Monday, December 17, 2007
Blue Beetle #25
Just because I'm too angry to blog about the government right now -- seriously, they would come and get me if I actually typed what I'm feeling -- doesn't mean I'm not writing non-screenplay material. Second Year arc of Blue Beetle closes out with issue #25. Here's the solicit cover for #25, out in March. I'm posting it just because I think Rafael hit this one with the fat of the bat. This year ends with a three-parter which wraps up Beetle's origin mystery -- and a couple mysteries in the Beetle legacy that are something like thirty years old, now that I think about it. That's a full two years spent on Jaime's origin, and as opposed to the "Hey, you've got powers now!" bang-off intro most characters get. Some people found this a little off-speed. Giff originally envisaged taking this much time, and I think it makes a difference. Our guy has a (small but) devoted following, and is an actual character who reads in an identifiable, consistent manner when he pops up in other titles. I'm just happy DC gave us the time to do it this way.
For those of you still pissy over Ted's death -- actually if you're reading the book, you've long since forgiven all. But let's just say that line up on the cover ain't a coincidence.
And for those of you who are still concern-trolling over Jaime being Hispanic, and hey you're not a racist but that might alienate other readers ... bite me. Seriously. It's the 21st Century. Get over it, go in the basement and rend your garments over Sodom Yat references and leave those of us who want to have a little fun alone.

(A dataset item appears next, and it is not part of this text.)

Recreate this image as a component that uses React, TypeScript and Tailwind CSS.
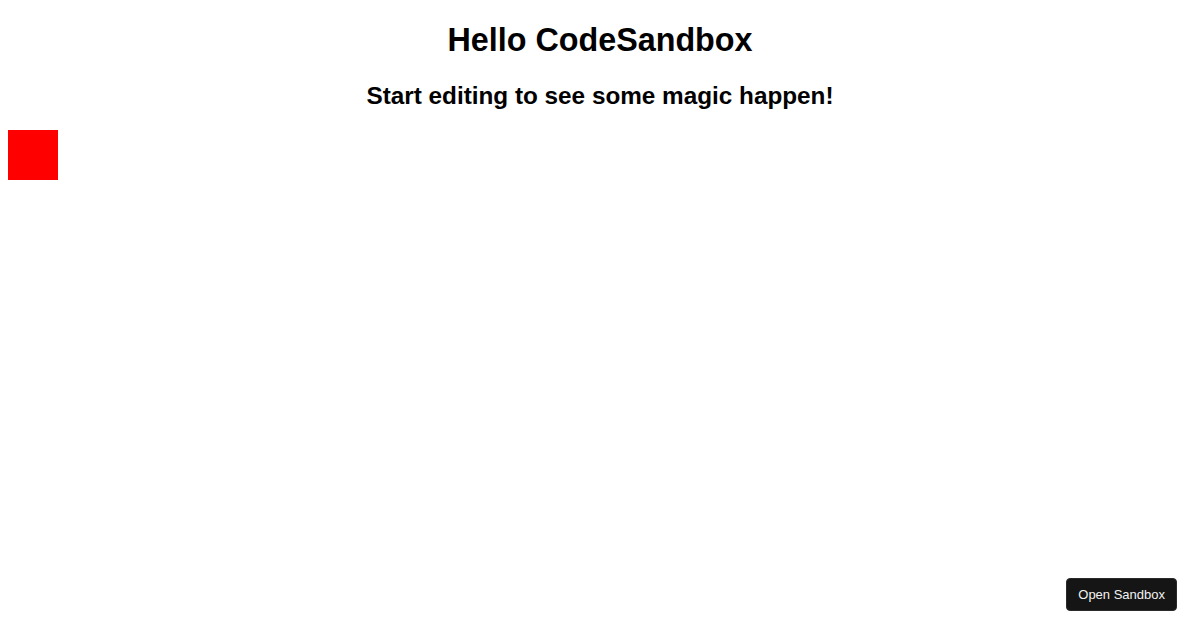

For the other twelve of you who read the book or care about comics -- Year Three stories will be in a slightly different format. It's been interesting, learning how to write comics while an actual readership watches and comments. Year One was "Who is the Jaime Reyes", where we spent an entire year hashing out his supporting cast, mainly hanging about in El Paso. Trying to make him a full character with a life. Family, friends, actual life goals that don't involve cape stuff, just a teenager with an otherwise full life who happens to have a homicidal bug suit welded to his spine. Year Two -- really starting with #11 -- was "How Does Jaime Fit into the DCU?", where we integrated Jaime -- and his family, of course --
-- into the general superheroing business. In Year One, Keith did all the plotting and pacing, while I learned to script and work with the artists. In Year Two we went from the long intro to a series of one-and-dones. This was to both capitalize on the new folks coming to the book after we started getting shiny reviews, but also just so I could learn how to write one-offs. They're tricky as hell, but they really force you to boil down the essence of the character and conflict. A bit like writing wind-sprints. Year Three will be one long story but broken up into three or four distinct adventure arcs of three-four issues each. This is the more traditional storytelling pacing right now, and it'll be interesting to try that structure.
Every writing you do, in whatever format, informs all your other writing. Somewhere along the line I'll wind up using some trick I picked up scripting comics while writing a TV show or movie. Never assume any medium or even genre has more or less intrinsic worth than any other, when it comes to adding wrenches to the toolbox.